UH comet discovery points to Earth origin
University of Hawaii astronomers have discovered a new class of comets that they say might eventually reveal how life began on Earth. The "main-belt comets," as they are called, are a new type of comet from a totally different region from other comets, Institute for Astronomy professor David Jewitt said in an interview.
The region, in the main asteroid belt between Mars and Jupiter, is one of the leading locations from which Earth might have obtained water from impacts of icy objects, he said.
Jewitt and graduate student Henry Hsieh reported their discovery in yesterday's edition of Science Express and in an April edition of Science.
Comets normally come from the outer part of the solar system -- a large spherical cloud called Oort surrounding the sun and the Kuiper belt beyond the orbit of Neptune, Jew- itt said.
The Kuiper belt had been a theory until Jewitt and then postdoctoral fellow Jane Luu discovered the vast region in 1992 with millions of cometlike remnants of the early solar system.
The three icy comets in the new class appear to have formed in the inner solar system, inside Jupiter's orbit, rather than outer parts of the solar system beyond Neptune, Jewitt and Hsieh reported.
"That's interesting because they're very far away from the source regions for other types of comets," Jewitt commented.
He said the new type of comets are much closer to the sun than any place the astronomers thought they would find ice. "The interest is that ice could survive 4.6 billion years so close to the sun for so long."
He said the ice probably has been able to survive because most of it is buried and protected by a layer of dirt from the sun's heating.
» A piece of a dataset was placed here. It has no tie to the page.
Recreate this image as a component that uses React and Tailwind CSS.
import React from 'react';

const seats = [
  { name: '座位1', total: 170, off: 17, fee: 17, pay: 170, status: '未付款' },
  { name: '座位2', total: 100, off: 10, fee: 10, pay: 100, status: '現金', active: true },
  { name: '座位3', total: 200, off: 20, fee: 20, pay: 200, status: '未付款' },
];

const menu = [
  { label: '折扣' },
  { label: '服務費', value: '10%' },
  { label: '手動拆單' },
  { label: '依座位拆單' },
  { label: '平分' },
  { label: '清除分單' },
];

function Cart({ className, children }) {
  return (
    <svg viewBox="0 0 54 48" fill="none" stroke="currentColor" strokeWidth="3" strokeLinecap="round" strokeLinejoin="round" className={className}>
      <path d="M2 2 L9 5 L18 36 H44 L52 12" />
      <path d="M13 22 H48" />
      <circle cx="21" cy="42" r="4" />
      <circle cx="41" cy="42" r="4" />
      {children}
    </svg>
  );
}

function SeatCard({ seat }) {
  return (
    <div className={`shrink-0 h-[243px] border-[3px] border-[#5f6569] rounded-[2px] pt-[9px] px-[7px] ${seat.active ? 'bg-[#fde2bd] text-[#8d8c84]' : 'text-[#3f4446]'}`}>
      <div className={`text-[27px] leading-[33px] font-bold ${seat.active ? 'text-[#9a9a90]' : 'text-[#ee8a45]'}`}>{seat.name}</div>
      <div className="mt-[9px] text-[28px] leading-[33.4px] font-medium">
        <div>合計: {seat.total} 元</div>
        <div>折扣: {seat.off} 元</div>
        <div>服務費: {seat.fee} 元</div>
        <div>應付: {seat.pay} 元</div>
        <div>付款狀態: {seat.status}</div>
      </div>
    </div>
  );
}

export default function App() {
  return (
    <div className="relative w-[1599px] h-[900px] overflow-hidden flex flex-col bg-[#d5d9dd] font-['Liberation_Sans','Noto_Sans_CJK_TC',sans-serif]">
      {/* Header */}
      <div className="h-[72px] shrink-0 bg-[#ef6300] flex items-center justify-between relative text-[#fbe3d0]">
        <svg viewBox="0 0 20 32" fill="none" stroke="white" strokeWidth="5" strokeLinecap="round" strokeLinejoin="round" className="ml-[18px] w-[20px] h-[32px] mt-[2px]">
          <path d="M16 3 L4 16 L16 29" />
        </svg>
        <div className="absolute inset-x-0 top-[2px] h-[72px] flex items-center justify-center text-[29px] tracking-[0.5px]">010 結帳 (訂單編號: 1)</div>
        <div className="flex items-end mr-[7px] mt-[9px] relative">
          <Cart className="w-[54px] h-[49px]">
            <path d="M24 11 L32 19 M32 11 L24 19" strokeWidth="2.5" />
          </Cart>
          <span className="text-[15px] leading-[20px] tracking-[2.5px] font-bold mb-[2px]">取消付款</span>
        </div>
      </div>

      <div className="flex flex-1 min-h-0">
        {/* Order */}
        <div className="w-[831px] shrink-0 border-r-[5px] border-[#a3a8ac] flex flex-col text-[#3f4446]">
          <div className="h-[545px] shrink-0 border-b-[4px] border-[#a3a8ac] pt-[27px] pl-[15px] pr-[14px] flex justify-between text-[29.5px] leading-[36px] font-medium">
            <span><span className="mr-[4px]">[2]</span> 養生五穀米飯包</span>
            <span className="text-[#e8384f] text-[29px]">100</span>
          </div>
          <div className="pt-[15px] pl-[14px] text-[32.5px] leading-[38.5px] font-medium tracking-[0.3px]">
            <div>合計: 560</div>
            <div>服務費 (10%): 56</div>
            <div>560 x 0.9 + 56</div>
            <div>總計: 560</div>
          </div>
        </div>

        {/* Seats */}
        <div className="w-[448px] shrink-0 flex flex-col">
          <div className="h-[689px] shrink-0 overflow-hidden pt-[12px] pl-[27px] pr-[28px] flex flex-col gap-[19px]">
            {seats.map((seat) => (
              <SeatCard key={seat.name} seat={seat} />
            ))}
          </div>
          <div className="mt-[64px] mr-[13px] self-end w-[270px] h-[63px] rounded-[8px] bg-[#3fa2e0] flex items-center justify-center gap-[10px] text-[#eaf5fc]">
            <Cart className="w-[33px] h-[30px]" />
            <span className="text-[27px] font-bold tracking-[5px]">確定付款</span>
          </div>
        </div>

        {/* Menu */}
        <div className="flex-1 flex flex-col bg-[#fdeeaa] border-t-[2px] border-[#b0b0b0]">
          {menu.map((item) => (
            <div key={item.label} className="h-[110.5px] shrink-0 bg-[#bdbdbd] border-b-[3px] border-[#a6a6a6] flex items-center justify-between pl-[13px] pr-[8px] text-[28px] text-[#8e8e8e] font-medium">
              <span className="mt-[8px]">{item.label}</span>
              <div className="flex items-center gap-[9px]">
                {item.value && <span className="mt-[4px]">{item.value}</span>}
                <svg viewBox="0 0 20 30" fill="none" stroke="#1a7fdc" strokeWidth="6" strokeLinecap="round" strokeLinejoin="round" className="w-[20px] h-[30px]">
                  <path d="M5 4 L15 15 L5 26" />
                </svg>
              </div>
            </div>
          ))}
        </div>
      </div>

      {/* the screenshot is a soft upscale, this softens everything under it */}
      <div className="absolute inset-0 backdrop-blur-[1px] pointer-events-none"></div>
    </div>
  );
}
But the impact of a small asteroid or boulder on the surface could blow a hole in the ice layer, he said.
Earth is believed to have been hot and dry when it formed with water supplied by comets or asteroids after the planet cooled, the astronomers said.
Comets were the prime candidates for showering Earth with water for many years, but "they have properties that might rule them out as a dominant source," Jewitt said.
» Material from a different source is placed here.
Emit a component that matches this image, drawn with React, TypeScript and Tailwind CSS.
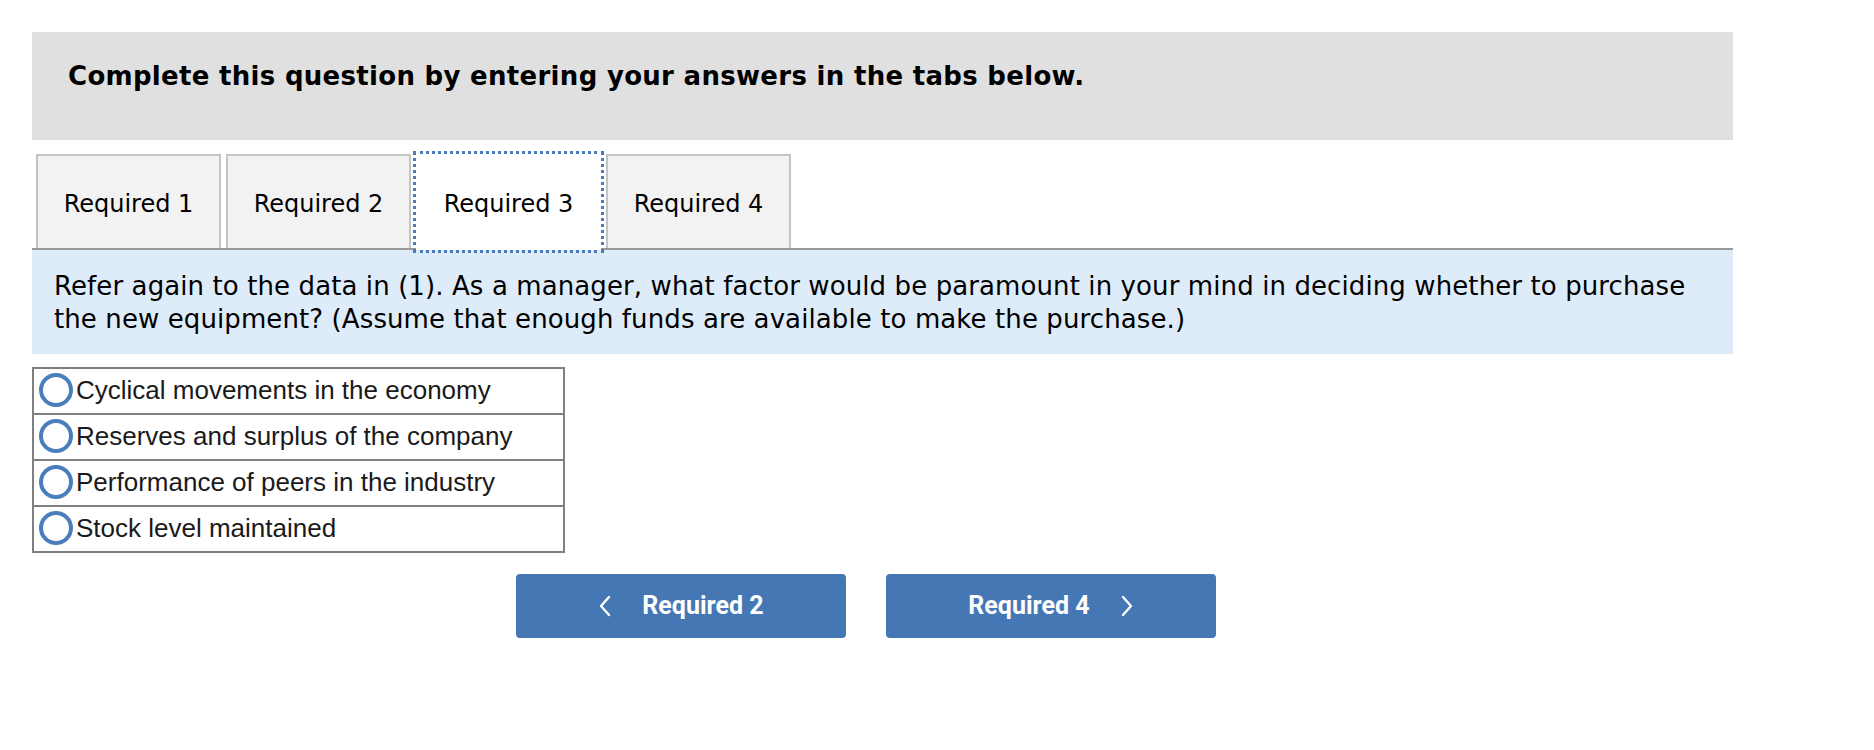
import React from "react";

const tabs = ["Required 1", "Required 2", "Required 3", "Required 4"];
const answers = [
  "Cyclical movements in the economy",
  "Reserves and surplus of the company",
  "Performance of peers in the industry",
  "Stock level maintained",
];

function Chevron({ dir }: { dir: "left" | "right" }) {
  return (
    <svg width="14" height="22" viewBox="0 0 14 22" fill="none">
      <polyline
        points={dir === "left" ? "11,2 3,11 11,20" : "3,2 11,11 3,20"}
        stroke="white"
        strokeWidth="2.4"
        strokeLinecap="round"
        strokeLinejoin="round"
      />
    </svg>
  );
}

export default function App() {
  const active = 2;

  return (
    <div className="min-h-[750px] w-full bg-white pl-[32px] pt-[32px]">
      <div className="w-[1701px]">
        {/* Header */}
        <div className="h-[108px] bg-[#e0e0e0] pl-[36px] pt-[29px]">
          <h1 className="font-['DejaVu_Sans',sans-serif] text-[26px] font-bold leading-[31px] tracking-[0.3px] text-black">
            Complete this question by entering your answers in the tabs below.
          </h1>
        </div>

        {/* Tabs */}
        <div className="mt-[13px] flex h-[97px] items-start gap-[5px] border-b-2 border-[#999999] pl-[4px]">
          {tabs.map((t, i) =>
            i === active ? (
              <div
                key={t}
                className="mt-[1px] flex h-[96px] w-[185px] items-center justify-center bg-white pt-[4px] font-['DejaVu_Sans',sans-serif] text-[24px] text-black outline-[3px] outline-dotted outline-[#4b7bbf]"
              >
                {t}
              </div>
            ) : (
              <div
                key={t}
                className="mt-[1px] flex h-[94px] w-[185px] items-center justify-center border-2 border-b-0 border-[#c4c4c4] bg-[#f2f2f2] pt-[4px] font-['DejaVu_Sans',sans-serif] text-[24px] text-black"
              >
                {t}
              </div>
            )
          )}
        </div>

        {/* Question */}
        <div className="h-[104px] bg-[#deebf8] pl-[22px] pr-[16px] pt-[20px]">
          <p className="font-['DejaVu_Sans',sans-serif] text-[26px] leading-[33px] tracking-[0.1px] text-black">
            Refer again to the data in (1). As a manager, what factor would be paramount in your mind in deciding whether to purchase the new equipment? (Assume that enough funds are available to make the purchase.)
          </p>
        </div>

        {/* Answers */}
        <div className="mt-[13px] w-[533px] border-2 border-[#808080]">
          {answers.map((a, i) => (
            <label
              key={a}
              className={`flex cursor-pointer items-center pb-[2px] ${i > 0 ? "h-[46px] border-t-2 border-[#808080]" : "h-[44px]"}`}
            >
              <span className="ml-[5px] mr-[3px] h-[34px] w-[34px] shrink-0 rounded-full border-[4px] border-[#4a7dbb] bg-white" />
              <span className="font-['Liberation_Sans',Arial,sans-serif] text-[26px] leading-[30px] text-[#1a1a1a]">
                {a}
              </span>
            </label>
          ))}
        </div>

        {/* Nav buttons */}
        <div className="mt-[21px] flex gap-[40px] pl-[484px]">
          <button className="flex h-[64px] w-[330px] items-center justify-center gap-[30px] rounded-[4px] bg-[#4677b5] font-['Roboto',sans-serif] text-[25px] font-bold text-white">
            <Chevron dir="left" />
            <span>Required 2</span>
          </button>
          <button className="flex h-[64px] w-[330px] items-center justify-center gap-[30px] rounded-[4px] bg-[#4677b5] font-['Roboto',sans-serif] text-[25px] font-bold text-white">
            <span>Required 4</span>
            <Chevron dir="right" />
          </button>
        </div>
      </div>
    </div>
  );
}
Analysis of comet water has shown it is "significantly different" from Earth's typical ocean water, the astronomers said.
"If we just took comets and melted them, they would not look like oceans," Jewitt said. "Whether that means instead that oceans came from the main-belt comets impacting Earth in the past, we don't know, but we have a chance to find out now."
Jewitt and Hsieh plan to continue looking for main-belt comets with the Pan-STARRS observatory, which is expected to be working later this year, searching the sky for dangerous asteroids and other objects.
Hsieh, in a paper on main-belt asteroids, said they were thought of as "inert, rocky bodies which may have contained ice in the past but have long since been boiled dry by 4.6 billion years of close solar heating."
The Jewitt-Hsieh discovery changes that.
Hsieh said he set out to test a hypothesis for his doctoral thesis that a main-belt asteroid named 133P/Elst-Pizarro with comet activity actually is an icy asteroid that has lived in the main asteroid belt since the solar system began.
"Based on that, and since we only looked at a couple hundred asteroids and there are many thousands of them, many more have ice in them as a possible source of water for Earth," Hsieh said.
They are a lot closer than the source of classical comets and are more likely to have hit Earth in its early stages, he said.
Main-belt comets have flat, circular, asteroidlike orbits rather than the elongated orbits of normal comets, but with their cometary appearance, they also do not fit into the asteroid category, Hsieh said.
Classification systems break down with main-belt comets, Jewitt said. "They're asteroids by orbits but comets by physical nature. They're both asteroids and comets."